TRL reading group discussion: "Large Language Models(LLMs) on Tabular Data: Prediction, Generation, and Understanding - A Survey"

Authors (in alphabetical order): Cornelius Wolff, Daniel Gomm, Effy Xue Li, Madelon Hulsebos, Zeyu Zhang

For the inaugural session of the Amsterdam Lunch on Table (ALoT) reading group, we read the survey paper - “Large Language Models(LLMs) on Tabular Data: Prediction, Generation, and Understanding - A Survey “ by X. Fang et al.

The survey provides an overview of how LLMs are used across various tasks involving tabular data, specifically from the perspectives of Prediction, Generation, and Understanding. During our discussion, we reflected on the state of the field and surfaced a range of interesting insights and open questions. Here are a few key points raised during the meeting:

Reflections on conceptualization

Tabular Understanding versus Tabular Reasoning. The survey considers tabular understanding to comprehend tasks to be tabular question answering and text-to-SQL. In the data management community, table understanding has been traditionally perceived as a passive process such as inferring “semantic column types”, “matching entities”, and “semantic column relationships”. These understanding tasks do not take a specific query as input. Instead, we consider the suggested question answering tasks to be better reflected by the concept of “tabular reasoning”.

Tabular Question Answering versus Text-to-SQL. Moreover, the survey distinguishes the task of (numeric) tabular QA versus text-to-SQL. We’ve been discussing what the exact difference is, and the common view we had is that tabular QA is the task where some entity poses a question about a given table to a system and receives an answer to it. We consider text-to-SQL as one of the possible methods to yield this answer through code execution, whereas the answer might as well be generated through an LLM reasoning over a table directly. What method is applicable or suitable depends, among other things, on the data source (e.g. data lake with tabular files, relational database, or spreadsheet) and the nature of the question, e.g. an analytical query necessitating joins or more simplistic lookups.

Synergy across Prediction, Generation, and Understanding

Within the survey, tabular data usages are divided into three main categories: Prediction, Generation, and Understanding. This categorization provides a useful framework for grouping relevant tasks and methods. However, we found that these tasks often complement each other in practice. For example, tabular data generation can be used to augment training data to help with fine-tuning and in turn help with Prediction-related tasks. Understanding of the table structure and semantics can improve the prediction and generation. This interplay of tasks suggests thinking beyond narrow task descriptions, but designing a more unified view or shared representations that can help tabular tasks in general.

Characteristics of tabular data

We discussed the data characteristics, and agreed that the need for preprocessing does not seem specific to tabular data as this seems necessary for many modalities, while the type of preprocessing steps may differ.

We also discussed the different terminology across communities for similar concepts. An example is the notion of “context-based interconnection” which is related to the notion of Functional Dependencies in relational databases as well as causal relationships in the machine learning community.
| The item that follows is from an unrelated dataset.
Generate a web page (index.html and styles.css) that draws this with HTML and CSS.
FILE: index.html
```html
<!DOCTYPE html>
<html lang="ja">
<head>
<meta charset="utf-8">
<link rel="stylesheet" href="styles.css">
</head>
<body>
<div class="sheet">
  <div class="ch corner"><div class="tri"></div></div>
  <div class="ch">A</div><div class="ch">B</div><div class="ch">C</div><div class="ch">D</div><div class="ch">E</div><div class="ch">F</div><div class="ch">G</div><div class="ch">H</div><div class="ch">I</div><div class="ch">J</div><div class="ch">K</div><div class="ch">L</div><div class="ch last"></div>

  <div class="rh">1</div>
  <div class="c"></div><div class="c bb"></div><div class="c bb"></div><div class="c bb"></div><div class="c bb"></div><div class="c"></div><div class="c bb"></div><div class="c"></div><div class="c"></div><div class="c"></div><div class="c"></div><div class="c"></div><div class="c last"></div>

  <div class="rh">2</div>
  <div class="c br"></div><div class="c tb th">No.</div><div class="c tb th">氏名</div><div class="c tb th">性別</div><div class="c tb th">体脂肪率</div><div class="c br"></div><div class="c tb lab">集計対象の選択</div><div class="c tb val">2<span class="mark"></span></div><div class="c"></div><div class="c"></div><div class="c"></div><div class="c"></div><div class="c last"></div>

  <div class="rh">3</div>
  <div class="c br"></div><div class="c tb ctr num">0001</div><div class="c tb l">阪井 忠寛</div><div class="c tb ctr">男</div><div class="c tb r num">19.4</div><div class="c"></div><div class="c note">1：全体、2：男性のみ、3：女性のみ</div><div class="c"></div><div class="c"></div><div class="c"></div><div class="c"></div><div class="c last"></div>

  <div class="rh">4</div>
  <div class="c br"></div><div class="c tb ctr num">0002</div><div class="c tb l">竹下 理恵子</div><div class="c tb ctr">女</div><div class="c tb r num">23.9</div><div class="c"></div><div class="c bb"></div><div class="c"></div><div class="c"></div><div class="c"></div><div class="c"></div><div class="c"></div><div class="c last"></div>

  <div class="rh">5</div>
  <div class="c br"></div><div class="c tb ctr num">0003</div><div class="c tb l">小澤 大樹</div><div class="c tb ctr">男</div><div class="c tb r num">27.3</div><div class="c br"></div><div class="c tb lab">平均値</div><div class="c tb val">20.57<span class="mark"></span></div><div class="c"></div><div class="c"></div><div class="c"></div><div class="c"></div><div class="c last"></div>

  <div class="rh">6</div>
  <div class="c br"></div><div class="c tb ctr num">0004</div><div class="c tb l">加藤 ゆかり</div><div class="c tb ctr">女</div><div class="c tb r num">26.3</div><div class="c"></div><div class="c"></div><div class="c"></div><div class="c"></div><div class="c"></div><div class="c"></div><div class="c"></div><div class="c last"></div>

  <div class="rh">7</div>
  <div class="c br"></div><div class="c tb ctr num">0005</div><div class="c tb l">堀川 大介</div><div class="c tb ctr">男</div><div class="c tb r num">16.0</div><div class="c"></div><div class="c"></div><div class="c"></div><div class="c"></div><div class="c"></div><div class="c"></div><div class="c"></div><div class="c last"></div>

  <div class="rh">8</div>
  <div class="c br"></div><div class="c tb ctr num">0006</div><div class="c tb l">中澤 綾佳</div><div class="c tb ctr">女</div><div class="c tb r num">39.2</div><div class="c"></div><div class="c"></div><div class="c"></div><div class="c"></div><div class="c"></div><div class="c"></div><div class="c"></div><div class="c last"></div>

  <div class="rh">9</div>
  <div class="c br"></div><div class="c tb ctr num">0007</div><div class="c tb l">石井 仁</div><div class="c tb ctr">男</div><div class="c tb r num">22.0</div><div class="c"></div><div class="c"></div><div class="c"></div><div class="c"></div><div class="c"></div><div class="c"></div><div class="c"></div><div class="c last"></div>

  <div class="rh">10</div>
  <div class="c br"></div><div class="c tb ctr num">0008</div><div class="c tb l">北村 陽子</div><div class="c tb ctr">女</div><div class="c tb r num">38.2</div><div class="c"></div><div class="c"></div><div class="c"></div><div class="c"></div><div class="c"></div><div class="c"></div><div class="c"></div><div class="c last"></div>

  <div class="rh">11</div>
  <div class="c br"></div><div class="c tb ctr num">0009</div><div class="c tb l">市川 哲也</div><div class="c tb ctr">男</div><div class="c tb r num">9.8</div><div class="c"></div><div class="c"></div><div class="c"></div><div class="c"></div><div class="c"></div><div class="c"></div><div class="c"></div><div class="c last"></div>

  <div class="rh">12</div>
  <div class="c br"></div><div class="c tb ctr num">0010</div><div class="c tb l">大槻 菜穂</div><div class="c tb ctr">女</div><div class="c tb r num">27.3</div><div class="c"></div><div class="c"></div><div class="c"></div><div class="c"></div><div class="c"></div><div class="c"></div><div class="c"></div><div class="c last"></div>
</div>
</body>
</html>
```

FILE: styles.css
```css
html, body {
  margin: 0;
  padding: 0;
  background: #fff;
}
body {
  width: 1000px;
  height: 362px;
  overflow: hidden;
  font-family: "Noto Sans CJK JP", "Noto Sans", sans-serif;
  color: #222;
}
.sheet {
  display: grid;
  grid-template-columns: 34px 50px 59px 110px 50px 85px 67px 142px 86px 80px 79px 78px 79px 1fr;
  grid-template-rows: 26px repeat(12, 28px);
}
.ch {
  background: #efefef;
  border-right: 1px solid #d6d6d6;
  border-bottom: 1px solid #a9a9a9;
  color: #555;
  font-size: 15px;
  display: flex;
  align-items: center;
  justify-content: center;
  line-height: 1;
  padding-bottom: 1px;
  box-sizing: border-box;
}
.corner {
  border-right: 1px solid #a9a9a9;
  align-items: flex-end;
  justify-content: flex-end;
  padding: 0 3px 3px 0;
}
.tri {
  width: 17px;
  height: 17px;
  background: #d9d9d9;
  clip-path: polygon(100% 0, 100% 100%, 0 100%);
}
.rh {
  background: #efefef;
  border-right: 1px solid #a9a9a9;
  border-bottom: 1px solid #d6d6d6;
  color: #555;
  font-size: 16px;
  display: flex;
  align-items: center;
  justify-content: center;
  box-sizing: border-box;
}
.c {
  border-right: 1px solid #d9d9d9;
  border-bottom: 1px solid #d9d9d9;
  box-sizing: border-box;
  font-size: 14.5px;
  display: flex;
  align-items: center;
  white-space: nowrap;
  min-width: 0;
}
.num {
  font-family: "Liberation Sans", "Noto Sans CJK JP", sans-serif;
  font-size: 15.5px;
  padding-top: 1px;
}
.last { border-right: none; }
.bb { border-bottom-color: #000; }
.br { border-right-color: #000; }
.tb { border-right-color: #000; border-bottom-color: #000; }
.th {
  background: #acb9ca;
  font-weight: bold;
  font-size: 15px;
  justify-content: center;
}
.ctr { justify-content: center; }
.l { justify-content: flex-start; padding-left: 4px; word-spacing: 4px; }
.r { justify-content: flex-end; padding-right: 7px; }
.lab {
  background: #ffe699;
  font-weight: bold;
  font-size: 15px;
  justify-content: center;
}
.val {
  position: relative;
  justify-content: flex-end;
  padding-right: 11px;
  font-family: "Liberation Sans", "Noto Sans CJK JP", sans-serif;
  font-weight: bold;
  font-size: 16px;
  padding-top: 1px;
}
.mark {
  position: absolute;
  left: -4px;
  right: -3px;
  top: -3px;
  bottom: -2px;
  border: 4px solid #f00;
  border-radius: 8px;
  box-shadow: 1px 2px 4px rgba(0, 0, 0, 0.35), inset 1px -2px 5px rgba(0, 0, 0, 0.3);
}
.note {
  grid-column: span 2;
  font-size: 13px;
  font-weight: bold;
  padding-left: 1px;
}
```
Generally, it is an interesting question to investigate how we can identify and leverage these relationships. The DB and ML communities have quite some work on this that could be relevant.
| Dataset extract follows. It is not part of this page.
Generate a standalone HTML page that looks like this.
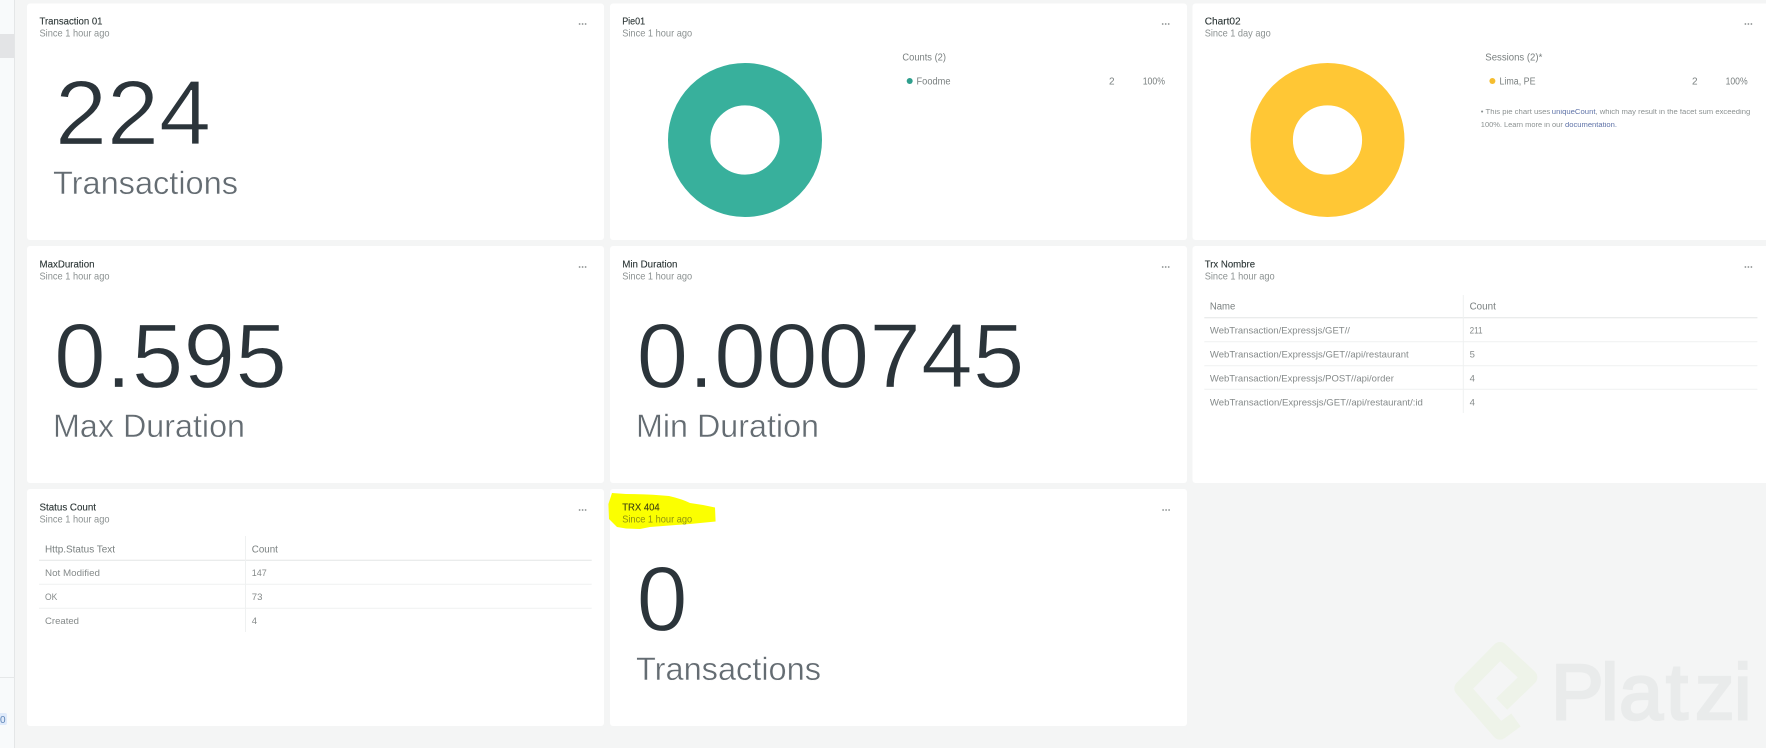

We also find that some properties of tabular data are missing, such as relationships with other tables (for example, as a consequence of database normalisation, or just joinable tables) and dimensionality (the number of rows easily goes up to millions, and certain tasks, e.g. column-level aggregations, need all of them). These characteristics specific to tabular data give rise to challenges across all tasks.
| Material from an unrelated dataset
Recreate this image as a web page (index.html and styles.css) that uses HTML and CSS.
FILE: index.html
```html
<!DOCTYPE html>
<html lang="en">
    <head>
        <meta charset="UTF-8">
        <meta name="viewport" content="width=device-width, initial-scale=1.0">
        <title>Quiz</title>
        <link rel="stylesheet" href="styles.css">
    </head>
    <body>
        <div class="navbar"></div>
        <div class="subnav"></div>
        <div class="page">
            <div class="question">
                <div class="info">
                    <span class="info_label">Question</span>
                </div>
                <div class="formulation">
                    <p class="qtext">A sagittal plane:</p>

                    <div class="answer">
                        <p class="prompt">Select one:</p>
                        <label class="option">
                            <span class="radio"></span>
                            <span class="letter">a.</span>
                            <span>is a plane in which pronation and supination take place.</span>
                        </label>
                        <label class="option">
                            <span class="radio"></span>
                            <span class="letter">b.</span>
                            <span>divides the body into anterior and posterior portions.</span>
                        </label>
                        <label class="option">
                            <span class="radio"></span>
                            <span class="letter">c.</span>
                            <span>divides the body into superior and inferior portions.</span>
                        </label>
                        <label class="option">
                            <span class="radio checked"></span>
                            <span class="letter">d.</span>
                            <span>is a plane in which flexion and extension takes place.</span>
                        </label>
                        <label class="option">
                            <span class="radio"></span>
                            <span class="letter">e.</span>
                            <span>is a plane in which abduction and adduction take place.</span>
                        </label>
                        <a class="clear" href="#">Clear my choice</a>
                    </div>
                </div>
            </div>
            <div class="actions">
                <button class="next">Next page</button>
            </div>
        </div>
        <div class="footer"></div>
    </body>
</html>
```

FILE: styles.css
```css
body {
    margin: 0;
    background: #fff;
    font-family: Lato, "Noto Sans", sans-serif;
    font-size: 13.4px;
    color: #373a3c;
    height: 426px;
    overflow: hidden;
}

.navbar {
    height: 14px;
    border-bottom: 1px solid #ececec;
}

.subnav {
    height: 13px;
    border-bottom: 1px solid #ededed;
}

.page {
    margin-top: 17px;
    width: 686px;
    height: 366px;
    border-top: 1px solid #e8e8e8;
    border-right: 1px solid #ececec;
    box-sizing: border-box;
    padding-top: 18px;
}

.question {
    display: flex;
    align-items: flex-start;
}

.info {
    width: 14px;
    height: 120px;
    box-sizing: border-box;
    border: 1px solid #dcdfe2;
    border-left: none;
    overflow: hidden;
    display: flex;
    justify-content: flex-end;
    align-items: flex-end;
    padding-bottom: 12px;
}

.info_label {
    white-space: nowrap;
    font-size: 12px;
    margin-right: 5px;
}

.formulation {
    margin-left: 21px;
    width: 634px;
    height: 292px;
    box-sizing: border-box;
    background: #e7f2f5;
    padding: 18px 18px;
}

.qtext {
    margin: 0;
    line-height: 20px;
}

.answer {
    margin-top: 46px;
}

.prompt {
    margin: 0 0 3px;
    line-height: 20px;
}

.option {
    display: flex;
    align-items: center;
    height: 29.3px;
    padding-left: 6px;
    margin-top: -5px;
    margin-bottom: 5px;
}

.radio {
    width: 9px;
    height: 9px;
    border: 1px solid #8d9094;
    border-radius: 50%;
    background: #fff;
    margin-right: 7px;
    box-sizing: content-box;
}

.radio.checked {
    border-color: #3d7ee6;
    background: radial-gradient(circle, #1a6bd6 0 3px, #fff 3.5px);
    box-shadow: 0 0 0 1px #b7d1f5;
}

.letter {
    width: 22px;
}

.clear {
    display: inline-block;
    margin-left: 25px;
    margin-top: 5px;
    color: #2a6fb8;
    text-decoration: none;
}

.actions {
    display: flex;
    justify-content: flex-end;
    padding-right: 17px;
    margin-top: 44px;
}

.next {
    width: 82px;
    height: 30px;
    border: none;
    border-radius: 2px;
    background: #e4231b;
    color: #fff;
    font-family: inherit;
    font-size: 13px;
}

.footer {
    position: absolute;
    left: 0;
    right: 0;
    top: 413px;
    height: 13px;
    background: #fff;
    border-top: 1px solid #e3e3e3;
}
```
Causal Relations for Tabular Data

Although the survey does not explicitly address it, the presence of causal relationships among different attributes is a fundamental characteristic of tabular data. A clear understanding of these causal dependencies enables more effective data profiling, which can yield significant benefits for both data management and system design. For instance, TabPFN leverages synthesized structured causal graphs to enhance the generation of tabular data, substantially improving the pretraining of transformer models for predictive tasks on tables. This provides a strong intuition that language models, too, could benefit from incorporating such causal information.

Future directions

The importance of real-world or realistic datasets. It is especially challenging to find realistic tabular datasets that resemble real-world properties, as tabular data is prevailing in organizations which are typically hesitant or unlikely to publish their data. Attempts have been made to compile more typical tabular datasets (e.g. GitTables, BIRD, etc.) or synthesized dataset (e.g. WikiDBs) but the variety in different domains is large (e.g. healthcare, enterprises, governments) while the types of tables (e.g. relational databases, spreadsheets, doc tables, etc) also vary.

Privacy concerns are common in tabular data contexts. Tabular data is prevailing in organizational contexts. This induces the need for privacy-preserving methods, having high-performing models with sparse or synthetic data inputs, and developing realistic synthetic tabular datasets.